Table 1 Model parameters.

We calculate the shape and scale of the \(\Gamma\)-distributions from the reported mean and variance of the time in the respective states according to

$$\begin{aligned} k_{E,I}= & {} \frac{\left\langle \tau _{E,I}\right\rangle ^2}{\left\langle \Delta \tau _{E,I}^2 \right\rangle } , \end{aligned}$$
(4)
$$\begin{aligned} \theta _{E,I}= & {} \frac{\left\langle \Delta \tau _{E,I}^2 \right\rangle }{\left\langle \tau _{E,I}\right\rangle }. \end{aligned}$$
(5)

Note that we did not infer these parameters with our Bayesian parameter inference framework.

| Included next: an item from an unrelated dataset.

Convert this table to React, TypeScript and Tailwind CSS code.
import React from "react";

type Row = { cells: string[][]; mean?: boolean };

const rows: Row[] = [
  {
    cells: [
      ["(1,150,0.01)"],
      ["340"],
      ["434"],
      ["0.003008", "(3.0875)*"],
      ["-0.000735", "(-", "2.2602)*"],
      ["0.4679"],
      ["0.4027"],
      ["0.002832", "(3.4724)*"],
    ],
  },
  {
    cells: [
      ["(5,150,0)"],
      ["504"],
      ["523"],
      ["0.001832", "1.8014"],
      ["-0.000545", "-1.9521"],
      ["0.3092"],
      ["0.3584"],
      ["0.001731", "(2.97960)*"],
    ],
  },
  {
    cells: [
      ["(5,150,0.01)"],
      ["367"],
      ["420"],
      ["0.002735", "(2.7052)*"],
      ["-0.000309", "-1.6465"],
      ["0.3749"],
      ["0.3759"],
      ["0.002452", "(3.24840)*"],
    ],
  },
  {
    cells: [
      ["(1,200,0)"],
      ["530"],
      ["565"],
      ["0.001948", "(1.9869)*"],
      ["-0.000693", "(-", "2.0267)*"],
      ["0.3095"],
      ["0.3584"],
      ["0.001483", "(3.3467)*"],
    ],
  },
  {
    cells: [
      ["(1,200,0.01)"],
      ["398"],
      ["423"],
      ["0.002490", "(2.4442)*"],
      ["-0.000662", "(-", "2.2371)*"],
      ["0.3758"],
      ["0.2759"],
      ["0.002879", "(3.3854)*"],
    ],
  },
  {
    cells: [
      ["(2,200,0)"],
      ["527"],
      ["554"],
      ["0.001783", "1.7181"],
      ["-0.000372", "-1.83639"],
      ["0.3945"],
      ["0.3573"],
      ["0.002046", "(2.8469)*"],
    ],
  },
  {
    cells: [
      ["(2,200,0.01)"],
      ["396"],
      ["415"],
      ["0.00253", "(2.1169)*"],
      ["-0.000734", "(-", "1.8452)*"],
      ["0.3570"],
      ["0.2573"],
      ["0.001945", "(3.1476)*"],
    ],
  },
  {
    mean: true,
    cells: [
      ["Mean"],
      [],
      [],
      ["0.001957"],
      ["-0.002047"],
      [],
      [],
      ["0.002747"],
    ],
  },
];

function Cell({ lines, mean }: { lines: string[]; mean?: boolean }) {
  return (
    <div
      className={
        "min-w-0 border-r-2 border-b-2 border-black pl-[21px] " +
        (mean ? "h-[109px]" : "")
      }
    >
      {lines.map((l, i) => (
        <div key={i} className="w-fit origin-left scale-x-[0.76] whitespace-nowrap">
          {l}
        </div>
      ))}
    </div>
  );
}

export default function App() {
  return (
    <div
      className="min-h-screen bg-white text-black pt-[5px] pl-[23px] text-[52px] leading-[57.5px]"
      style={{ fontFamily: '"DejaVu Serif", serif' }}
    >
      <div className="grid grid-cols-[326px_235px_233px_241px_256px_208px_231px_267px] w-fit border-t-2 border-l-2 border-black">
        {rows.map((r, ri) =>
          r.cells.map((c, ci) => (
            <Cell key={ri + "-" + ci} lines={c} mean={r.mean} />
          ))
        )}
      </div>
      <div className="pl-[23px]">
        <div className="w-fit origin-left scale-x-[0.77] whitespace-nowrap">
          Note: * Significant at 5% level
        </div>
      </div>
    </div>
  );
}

In our model we do not account for an inflow of infectious people by travel; we instead account for the initial surge of infections by placing randomly \(n_{E}(0)\) exposed and \(n_{I}(0)\) infectious agents in the population.

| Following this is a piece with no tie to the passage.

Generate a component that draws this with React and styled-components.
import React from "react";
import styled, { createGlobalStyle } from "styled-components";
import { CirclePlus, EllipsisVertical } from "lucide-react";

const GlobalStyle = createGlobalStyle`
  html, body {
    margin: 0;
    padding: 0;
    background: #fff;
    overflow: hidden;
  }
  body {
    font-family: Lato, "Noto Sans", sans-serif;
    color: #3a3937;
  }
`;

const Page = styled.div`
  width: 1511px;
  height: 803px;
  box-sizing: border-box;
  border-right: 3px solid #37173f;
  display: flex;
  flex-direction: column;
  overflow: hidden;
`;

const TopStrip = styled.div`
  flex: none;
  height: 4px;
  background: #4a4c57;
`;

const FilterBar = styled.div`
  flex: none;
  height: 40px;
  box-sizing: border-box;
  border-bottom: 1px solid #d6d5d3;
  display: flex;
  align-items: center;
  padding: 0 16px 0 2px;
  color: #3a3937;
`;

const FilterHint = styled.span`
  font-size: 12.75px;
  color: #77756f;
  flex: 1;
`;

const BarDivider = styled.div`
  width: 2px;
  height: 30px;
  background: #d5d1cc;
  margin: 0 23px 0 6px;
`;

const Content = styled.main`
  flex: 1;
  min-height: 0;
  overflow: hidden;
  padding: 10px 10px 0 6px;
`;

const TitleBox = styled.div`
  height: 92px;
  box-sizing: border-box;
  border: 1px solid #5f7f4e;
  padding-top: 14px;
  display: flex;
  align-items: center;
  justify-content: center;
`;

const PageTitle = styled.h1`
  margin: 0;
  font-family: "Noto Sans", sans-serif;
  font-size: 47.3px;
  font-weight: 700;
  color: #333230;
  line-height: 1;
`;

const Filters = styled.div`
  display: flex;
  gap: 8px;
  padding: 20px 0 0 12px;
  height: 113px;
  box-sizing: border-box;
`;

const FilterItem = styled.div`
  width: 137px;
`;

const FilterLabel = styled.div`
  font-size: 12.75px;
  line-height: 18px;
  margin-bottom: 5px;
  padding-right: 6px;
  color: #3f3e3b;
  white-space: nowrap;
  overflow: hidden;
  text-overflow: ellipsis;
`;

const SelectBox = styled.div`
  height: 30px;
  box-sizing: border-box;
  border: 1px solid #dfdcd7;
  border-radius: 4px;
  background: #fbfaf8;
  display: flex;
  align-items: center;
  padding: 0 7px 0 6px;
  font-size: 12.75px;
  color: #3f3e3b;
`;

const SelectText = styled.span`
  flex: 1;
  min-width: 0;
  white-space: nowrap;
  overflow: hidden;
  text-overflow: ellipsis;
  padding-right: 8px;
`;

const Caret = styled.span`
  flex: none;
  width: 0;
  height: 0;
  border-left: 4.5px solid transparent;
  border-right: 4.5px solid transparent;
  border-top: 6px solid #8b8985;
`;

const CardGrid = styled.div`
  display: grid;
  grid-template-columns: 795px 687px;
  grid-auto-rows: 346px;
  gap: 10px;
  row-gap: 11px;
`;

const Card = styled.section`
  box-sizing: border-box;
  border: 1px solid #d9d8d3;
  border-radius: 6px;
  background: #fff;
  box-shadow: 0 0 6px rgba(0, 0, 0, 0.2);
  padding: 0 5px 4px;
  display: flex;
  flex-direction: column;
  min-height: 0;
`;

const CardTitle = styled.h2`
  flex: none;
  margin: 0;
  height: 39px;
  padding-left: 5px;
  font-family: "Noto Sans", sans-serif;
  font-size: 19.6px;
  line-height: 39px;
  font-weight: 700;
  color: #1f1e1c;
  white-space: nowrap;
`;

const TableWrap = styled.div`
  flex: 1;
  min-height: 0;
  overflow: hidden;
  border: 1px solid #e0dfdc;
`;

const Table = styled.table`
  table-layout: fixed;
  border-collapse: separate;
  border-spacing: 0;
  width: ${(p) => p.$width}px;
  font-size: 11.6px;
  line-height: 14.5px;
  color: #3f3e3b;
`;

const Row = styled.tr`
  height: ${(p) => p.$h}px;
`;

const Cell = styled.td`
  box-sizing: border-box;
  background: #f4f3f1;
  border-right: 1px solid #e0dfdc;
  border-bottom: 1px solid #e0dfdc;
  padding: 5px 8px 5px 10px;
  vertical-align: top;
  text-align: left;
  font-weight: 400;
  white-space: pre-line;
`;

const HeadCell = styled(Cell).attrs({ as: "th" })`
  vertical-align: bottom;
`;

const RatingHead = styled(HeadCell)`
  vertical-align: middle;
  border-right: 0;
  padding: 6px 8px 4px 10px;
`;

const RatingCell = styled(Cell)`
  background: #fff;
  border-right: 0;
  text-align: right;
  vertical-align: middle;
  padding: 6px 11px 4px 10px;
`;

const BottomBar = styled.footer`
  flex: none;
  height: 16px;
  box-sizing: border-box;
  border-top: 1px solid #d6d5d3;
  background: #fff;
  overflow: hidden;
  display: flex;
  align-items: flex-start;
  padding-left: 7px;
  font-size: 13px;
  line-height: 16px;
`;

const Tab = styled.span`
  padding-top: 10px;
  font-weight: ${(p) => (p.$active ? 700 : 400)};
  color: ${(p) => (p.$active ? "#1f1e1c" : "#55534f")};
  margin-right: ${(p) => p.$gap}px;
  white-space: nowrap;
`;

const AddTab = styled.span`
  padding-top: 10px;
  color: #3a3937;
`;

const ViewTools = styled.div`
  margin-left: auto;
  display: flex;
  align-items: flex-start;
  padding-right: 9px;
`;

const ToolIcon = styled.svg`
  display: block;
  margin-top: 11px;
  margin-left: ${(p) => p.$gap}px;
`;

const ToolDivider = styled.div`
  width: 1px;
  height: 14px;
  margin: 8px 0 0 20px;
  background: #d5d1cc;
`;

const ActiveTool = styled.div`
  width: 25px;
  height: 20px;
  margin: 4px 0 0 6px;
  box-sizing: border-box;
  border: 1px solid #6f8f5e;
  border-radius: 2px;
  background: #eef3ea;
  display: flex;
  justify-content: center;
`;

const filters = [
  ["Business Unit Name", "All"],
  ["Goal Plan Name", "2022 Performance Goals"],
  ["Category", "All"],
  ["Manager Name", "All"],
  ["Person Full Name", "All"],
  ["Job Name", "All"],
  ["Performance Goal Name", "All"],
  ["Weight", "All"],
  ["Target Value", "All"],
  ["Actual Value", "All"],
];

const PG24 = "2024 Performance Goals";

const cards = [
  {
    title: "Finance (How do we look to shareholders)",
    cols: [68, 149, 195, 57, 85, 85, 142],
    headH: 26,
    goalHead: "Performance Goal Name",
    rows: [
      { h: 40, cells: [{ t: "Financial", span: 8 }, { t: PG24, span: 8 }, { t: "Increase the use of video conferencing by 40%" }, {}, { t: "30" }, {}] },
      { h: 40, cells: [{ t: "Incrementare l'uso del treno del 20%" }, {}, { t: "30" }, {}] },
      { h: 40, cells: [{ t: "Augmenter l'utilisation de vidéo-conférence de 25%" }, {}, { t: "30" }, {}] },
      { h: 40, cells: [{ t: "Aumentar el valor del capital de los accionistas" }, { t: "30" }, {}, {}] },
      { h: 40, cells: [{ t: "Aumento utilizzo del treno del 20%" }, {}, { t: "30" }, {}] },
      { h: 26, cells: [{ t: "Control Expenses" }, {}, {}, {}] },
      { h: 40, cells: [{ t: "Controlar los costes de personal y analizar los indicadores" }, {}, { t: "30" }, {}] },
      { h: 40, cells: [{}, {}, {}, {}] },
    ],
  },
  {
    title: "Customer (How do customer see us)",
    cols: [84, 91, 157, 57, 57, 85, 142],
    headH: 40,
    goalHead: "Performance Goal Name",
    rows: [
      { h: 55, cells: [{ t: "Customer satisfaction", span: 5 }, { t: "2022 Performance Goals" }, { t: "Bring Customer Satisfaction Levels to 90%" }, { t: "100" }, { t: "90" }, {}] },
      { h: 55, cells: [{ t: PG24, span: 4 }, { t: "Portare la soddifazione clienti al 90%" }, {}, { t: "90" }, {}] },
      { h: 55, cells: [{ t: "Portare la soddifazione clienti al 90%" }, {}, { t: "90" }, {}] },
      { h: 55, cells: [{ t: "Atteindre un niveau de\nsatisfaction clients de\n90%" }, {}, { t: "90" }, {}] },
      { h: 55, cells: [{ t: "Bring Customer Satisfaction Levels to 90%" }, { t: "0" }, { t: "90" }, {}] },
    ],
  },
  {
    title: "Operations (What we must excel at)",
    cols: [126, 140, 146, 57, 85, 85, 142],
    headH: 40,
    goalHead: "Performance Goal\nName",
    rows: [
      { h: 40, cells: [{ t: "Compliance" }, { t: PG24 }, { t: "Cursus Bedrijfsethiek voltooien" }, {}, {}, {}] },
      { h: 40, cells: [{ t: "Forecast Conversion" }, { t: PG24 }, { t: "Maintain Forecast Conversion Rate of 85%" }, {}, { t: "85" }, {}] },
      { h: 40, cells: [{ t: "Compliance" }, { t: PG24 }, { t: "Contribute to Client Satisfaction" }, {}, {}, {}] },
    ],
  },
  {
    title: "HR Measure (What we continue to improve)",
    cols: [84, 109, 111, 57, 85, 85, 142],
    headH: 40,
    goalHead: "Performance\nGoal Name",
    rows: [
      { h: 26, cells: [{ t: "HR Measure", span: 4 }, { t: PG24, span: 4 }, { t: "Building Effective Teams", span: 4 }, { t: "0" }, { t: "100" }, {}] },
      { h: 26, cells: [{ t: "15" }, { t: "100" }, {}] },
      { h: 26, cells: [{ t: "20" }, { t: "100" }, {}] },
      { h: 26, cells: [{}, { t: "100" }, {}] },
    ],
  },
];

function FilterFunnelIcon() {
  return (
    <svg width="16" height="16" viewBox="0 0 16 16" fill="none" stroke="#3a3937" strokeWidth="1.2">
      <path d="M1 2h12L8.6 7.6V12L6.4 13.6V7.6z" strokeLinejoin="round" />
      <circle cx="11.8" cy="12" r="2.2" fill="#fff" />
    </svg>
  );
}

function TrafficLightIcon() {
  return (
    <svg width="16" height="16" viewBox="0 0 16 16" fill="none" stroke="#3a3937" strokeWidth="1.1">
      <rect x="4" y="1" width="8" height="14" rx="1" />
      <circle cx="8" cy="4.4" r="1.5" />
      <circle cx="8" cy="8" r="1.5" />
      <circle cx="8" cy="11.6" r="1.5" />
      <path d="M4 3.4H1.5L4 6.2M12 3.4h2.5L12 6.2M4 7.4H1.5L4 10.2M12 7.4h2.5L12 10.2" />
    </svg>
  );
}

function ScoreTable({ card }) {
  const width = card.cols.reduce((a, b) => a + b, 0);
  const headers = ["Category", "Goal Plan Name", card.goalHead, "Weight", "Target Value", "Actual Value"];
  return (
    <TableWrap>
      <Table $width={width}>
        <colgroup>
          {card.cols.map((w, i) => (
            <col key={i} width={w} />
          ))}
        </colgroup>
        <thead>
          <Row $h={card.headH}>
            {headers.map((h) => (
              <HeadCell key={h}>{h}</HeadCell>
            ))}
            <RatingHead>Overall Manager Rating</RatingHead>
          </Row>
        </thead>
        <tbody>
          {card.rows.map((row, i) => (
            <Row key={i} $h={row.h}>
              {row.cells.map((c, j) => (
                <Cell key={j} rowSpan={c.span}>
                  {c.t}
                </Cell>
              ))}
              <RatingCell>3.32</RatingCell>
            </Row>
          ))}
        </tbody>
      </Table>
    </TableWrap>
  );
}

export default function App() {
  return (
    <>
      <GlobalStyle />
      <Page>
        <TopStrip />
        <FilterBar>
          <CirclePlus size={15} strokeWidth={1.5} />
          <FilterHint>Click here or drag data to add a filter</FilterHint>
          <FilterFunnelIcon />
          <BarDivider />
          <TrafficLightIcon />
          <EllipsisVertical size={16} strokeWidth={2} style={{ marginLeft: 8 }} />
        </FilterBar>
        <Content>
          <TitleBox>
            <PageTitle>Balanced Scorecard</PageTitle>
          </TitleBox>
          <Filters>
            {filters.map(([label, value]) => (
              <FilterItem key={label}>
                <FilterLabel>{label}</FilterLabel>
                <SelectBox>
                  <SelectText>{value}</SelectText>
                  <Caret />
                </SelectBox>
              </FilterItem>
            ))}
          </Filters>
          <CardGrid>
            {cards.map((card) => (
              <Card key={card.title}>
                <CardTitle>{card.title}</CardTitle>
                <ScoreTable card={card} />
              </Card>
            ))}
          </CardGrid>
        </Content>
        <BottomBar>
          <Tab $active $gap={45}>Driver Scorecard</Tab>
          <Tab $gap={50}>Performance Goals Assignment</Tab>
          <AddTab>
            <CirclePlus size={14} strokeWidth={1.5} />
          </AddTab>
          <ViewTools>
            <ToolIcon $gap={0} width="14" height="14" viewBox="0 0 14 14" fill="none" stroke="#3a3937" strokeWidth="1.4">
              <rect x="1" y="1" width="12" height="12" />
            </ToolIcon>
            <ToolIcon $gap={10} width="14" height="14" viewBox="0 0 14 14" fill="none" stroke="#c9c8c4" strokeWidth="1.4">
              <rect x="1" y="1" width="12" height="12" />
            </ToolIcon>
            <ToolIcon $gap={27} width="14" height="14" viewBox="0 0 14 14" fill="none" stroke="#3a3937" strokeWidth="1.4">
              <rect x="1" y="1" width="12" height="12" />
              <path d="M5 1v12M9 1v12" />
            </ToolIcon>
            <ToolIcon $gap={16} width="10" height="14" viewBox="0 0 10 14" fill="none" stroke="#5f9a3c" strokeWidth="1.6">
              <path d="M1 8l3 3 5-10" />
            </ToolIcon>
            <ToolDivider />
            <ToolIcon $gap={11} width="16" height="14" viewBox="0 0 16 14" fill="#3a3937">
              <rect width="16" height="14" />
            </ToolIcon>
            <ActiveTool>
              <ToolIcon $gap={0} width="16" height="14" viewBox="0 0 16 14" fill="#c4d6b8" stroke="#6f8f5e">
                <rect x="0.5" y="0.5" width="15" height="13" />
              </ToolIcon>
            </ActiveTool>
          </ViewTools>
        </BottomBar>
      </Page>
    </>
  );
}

Bayesian parameter inference

We apply approximate Bayesian computation with a sequential Monte–Carlo scheme (ABC-SMC) to infer the set of parameters \(\Theta = \{ p_I, p, k, n_{E}(0), n_{I}(0) \}\) of our agent-based model. We always keep the total number of agents fixed at \(n = 3 \cdot 10^5\). To this end, we employ the Python package pyABC48. In short, the algorithm employs sequential importance sampling over generations \(T=1,...,n_T\). In generation T, the algorithm draws sets of parameters \(\theta _i\) from a given proposal distribution and consequently simulates data \(C^{(i)}\) from the model, until \(n_{\mathrm{ABC}}\) instances were accepted based on the comparison to observed data via a distance function \(D(C^{(i)}, C_{\mathrm {obs}})\) and acceptance threshold \(\varepsilon _T\), \(D(C^{(i)},C_{\mathrm {obs}})\le \varepsilon _T\). As the distance function, we choose the absolute difference between new cases in the model instance \(C^{(i)}(t)\) and the respective reports for Germany \(C_{\mathrm {obs}}(t)\),

$$\begin{aligned} D(C^{(i)}, C_{\mathrm {obs}}) := \sum _t \left| C^{(i)}(t) - C_{\mathrm {obs}}(t) \right| . \end{aligned}$$
(6)

New cases in the model are given by the daily new infections

$$\begin{aligned} C^{(i)}(t) = n_I^{(i)}(t) - n_I^{(i)}(t-1) + n_R^{(i)}(t) - n_R^{(i)}(t-1). \end{aligned}$$
(7)

They are compared to the 7-day rolling average of new case reports in Germany \(C_{\mathrm {obs}}(t)\) provided by Johns Hopkins University28 to account for the weekly fluctuations in reporting. Acceptance of model instances depends on the acceptance threshold \(\epsilon _T\) of generation T, which we choose as the median of the distances of the accepted instances of the previous generation

$$\begin{aligned} \epsilon _{T+1} = {\mathrm {median}}\left( \left\{ D(C^{(i)}, C_{\mathrm {obs}}) < \epsilon _T \right\} \right) . \end{aligned}$$
(8)

When \(n_{\mathrm {ABC}}\) model instances have been accepted, the algorithm constructs new proposal distributions from the accepted instances to allow high acceptance rates while decreasing the threshold49. In particular, for the continuous variables it employs a multivariate normal distribution with an adaptive covariance matrix based on the sample covariance matrix, whose scale parameter is determined by a grid search with fivefold cross validation and refitting on the whole data set. We compute the discrete numbers of initially exposed and infectious people \(n_{E}(0), n_{I}(0)\) by rounding the continuous output of the multivariate normal distribution. We can do this without a large error as these parameters vary smoothly over a large range. For the parameter k we employ an adaptive discrete transition that assigns probabilities to all possible parameter values directly from the frequency of the respective value in the population of accepted particles with additional random jumps (with probability 0.3) to ensure absolute continuity of the prior. The process is repeated until the acceptance threshold is sufficiently low; we especially ensured that the threshold is considerably lower than the difference between the reported cases and the seven-day rolling average of cases.